Me parece que el proyecto de memoria democrática del Gobierno modifica el modelo de democracia en el sentido que acabo de indicar. Al desterrarse el franquismo -hoy residual- mediante la creación de un delito de apología, la posibilidad de sancionar administrativamente sus manifestaciones y la prohibición de asociaciones que lo elogien se colisiona con la doctrina y la jurisprudencia constitucional dominante que venía apuntando que en España las ideologías formuladas pacíficamente no podían determinar el ejercicio de derechos fundamentales (participación, expresión y asociación). Bien es cierto que nuestro Código Penal ha venido incorporando medidas de defensa de la sociedad democrática desde hace tiempo, pero el proyecto de Ley de Memoria no está concebido para combatir renovados peligros que amenazan a aquella (por ejemplo, el odio contra grupos vulnerables), sino un pasado remoto cuyas responsabilidades están, creo, prescritas desde diversos puntos de vista.

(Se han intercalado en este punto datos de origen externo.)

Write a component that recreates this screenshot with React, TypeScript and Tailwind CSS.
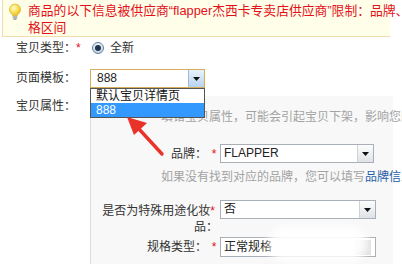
import React from 'react';

const font = "font-['Liberation_Sans','Noto_Sans_CJK_SC',sans-serif]";

function Caret({ active = false }: { active?: boolean }) {
  return (
    <div
      className={`flex h-full w-[16px] items-center justify-center border-l ${
        active ? 'border-[#9fb9d6] bg-gradient-to-b from-[#e8f2fc] to-[#b9d3ee]' : 'border-[#cfd3d8] bg-gradient-to-b from-[#fdfdfd] to-[#dfe2e6]'
      }`}
    >
      <svg width="7" height="4" viewBox="0 0 7 4">
        <path d="M0 0h7L3.5 4z" fill="#111" />
      </svg>
    </div>
  );
}

function Select({ value, width, focused = false }: { value: string; width: string; focused?: boolean }) {
  return (
    <div
      className={`flex h-[19px] ${width} items-stretch border bg-white ${
        focused ? 'border-[#d4ae5c]' : 'border-[#a9afb6]'
      }`}
    >
      <span className={`flex-1 text-[12px] leading-[17px] text-[#222] ${focused ? 'pl-[6px]' : 'pl-[3px]'}`}>{value}</span>
      <Caret active={focused} />
    </div>
  );
}

function Star() {
  return <span className="text-[12px] text-[#e3101a]">*</span>;
}

export default function App() {
  return (
    <div className={`relative h-[265px] w-[402px] overflow-hidden bg-white ${font}`}>
      {/* notice */}
      <div className="ml-[2px] flex h-[37px] w-[388px] border-b border-l border-[#f1dcae] bg-[#fffee9]">
        <svg className="ml-[5px] mt-[3px] shrink-0" width="14" height="17" viewBox="0 0 14 17">
          <defs>
            <radialGradient id="bulb" cx="0.4" cy="0.35" r="0.7">
              <stop offset="0" stopColor="#fffbd0" />
              <stop offset="0.6" stopColor="#f8dc4a" />
              <stop offset="1" stopColor="#e3b51c" />
            </radialGradient>
          </defs>
          <path d="M7 1a5.5 5.5 0 0 0-3.2 10c.6.5.9 1 .9 1.6h4.6c0-.6.3-1.1.9-1.6A5.5 5.5 0 0 0 7 1z" fill="url(#bulb)" stroke="#d9a91a" strokeWidth="0.6" />
          <rect x="4.6" y="12.8" width="4.8" height="1.4" fill="#b8b8b8" />
          <rect x="4.9" y="14.3" width="4.2" height="1.3" fill="#9a9a9a" />
          <rect x="5.6" y="15.7" width="2.8" height="1" fill="#888" />
        </svg>
        <div className="ml-[6px] whitespace-nowrap pt-[2px] text-[12.8px] leading-[17px] text-[#e3101a]">
          商品的以下信息被供应商“flapper杰西卡专卖店供应商”限制：品牌、类目、价
          <br />
          格区间
        </div>
      </div>

      {/* form */}
      <div className="grid grid-cols-[74px_1fr] text-[12px] text-[#333]">
        <div className="whitespace-nowrap pl-[16px] leading-[22px]">宝贝类型：</div>
        <div className="flex h-[22px] items-center">
          <span className="ml-[2px] w-[8px]">
            <Star />
          </span>
          <span className="ml-[8px] flex h-[12px] w-[12px] items-center justify-center rounded-full border border-[#5d7ea6] bg-gradient-to-b from-[#eef3f8] to-[#c6d3e0]">
            <span className="h-[6px] w-[6px] rounded-full bg-[#22364f]" />
          </span>
          <span className="ml-[6px]">全新</span>
        </div>

        <div className="whitespace-nowrap pl-[16px] pt-[11px] leading-[17px]">页面模板：</div>
        <div className="pt-[10px] pb-[8px]">
          <div className="ml-[16px]">
            <Select value="888" width="w-[115px]" focused />
          </div>
        </div>

        <div className="whitespace-nowrap pl-[16px] pt-[2px] leading-[16px]">宝贝属性：</div>
        <div className="ml-[16px] h-[168px] w-[303px] border-l border-[#dcdcdc] bg-[#f8f8f8] pt-[13px]">
          <div className="whitespace-nowrap pl-[70px] leading-[16px] text-[#a3a3a3]">
            填错宝贝属性，可能会引起宝贝下架，影响您的正常销售
          </div>

          <div className="mt-[19px] flex items-center">
            <div className="w-[117px] pr-[1px] text-right">品牌：</div>
            <span className="w-[12px] text-center">
              <Star />
            </span>
            <Select value="FLAPPER" width="w-[154px]" />
          </div>

          <div className="mt-[6px] whitespace-nowrap pl-[70px] leading-[16px] text-[#a3a3a3]">
            如果没有找到对应的品牌，您可以填写<span className="text-[#1f5ea8]">品牌信息</span>
          </div>

          <div className="mt-[15px] flex items-start">
            <div className="w-[129px] whitespace-nowrap pr-[5px] pt-[3px] text-right leading-[16px]">
              是否为特殊用途化妆<Star />
              <br />
              <span className="-mr-[3px]">品：</span>
            </div>
            <Select value="否" width="w-[156px]" />
          </div>

          <div className="mt-[2px] flex items-center">
            <div className="w-[117px] pr-[1px] text-right">规格类型：</div>
            <span className="w-[12px] text-center">
              <Star />
            </span>
            <div className="relative flex h-[20px] w-[156px] items-center border border-[#a9afb6] bg-white pl-[3px] text-[#222]">
              正常规格
              <div className="absolute right-[4px] top-[2px] h-[15px] w-[16px] bg-[#dedede]" />
            </div>
          </div>
        </div>
      </div>

      {/* open dropdown list */}
      <div className="absolute left-[90px] top-[88px] w-[115px] border border-[#555] bg-white text-[12px] leading-[14px]">
        <div className="pl-[5px] text-[#111]">默认宝贝详情页</div>
        <div className="bg-[#3399ff] pl-[5px] text-white">888</div>
      </div>

      {/* watermark smudge */}
      <div className="pointer-events-none absolute left-[268px] top-[226px] h-[36px] w-[100px] rounded-[18px] bg-white/90 blur-[4px]" />

      {/* red arrow */}
      <svg className="pointer-events-none absolute left-0 top-0" width="402" height="265" viewBox="0 0 402 265">
        <path d="M162 154 L139 129" stroke="#e8322a" strokeWidth="3.4" strokeLinecap="round" />
        <path d="M127 117 L147 123 L134 135 Z" fill="#e8322a" />
      </svg>
    </div>
  );
}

Así las cosas, aunque la memoria y la espectacularización están fuertemente imbricadas, no debiéramos frivolizar con una ley que, además de poner en cuestión los fundamentos del consenso constitucional, desplaza la praxis democrática desde los medios hacia los fines que se consideren legítimos. Los que hoy proponen alegremente esta mutación, ¿aceptarán que futuros legisladores prohíban los ‘ongi etorris’ que la izquierda abertzale realiza a los presos etarras? ¿Qué dirán cuando otra mayoría parlamentaria haga su propia ley de memoria desterrando legalmente otras ideologías o partidos considerados extremistas, como el comunismo o el nacionalismo? ¿Dónde quedará el tan cacareado pluralismo?

Estos interrogantes -que pueden ampliarse a otros ámbitos del proyecto- no pretenden ser un rechazo de las políticas de reparación de víctimas de la Guerra Civil y el franquismo, que se han ido desplegando desde el comienzo de la democracia con más pena que gloria. Pero aluden a problemas que no son técnicos, sino nucleares de una futura norma que debiera ser respetuosa con la letra y espíritu de la Constitución y pensada para reconciliar desde un punto de vista intergeneracional a los españoles.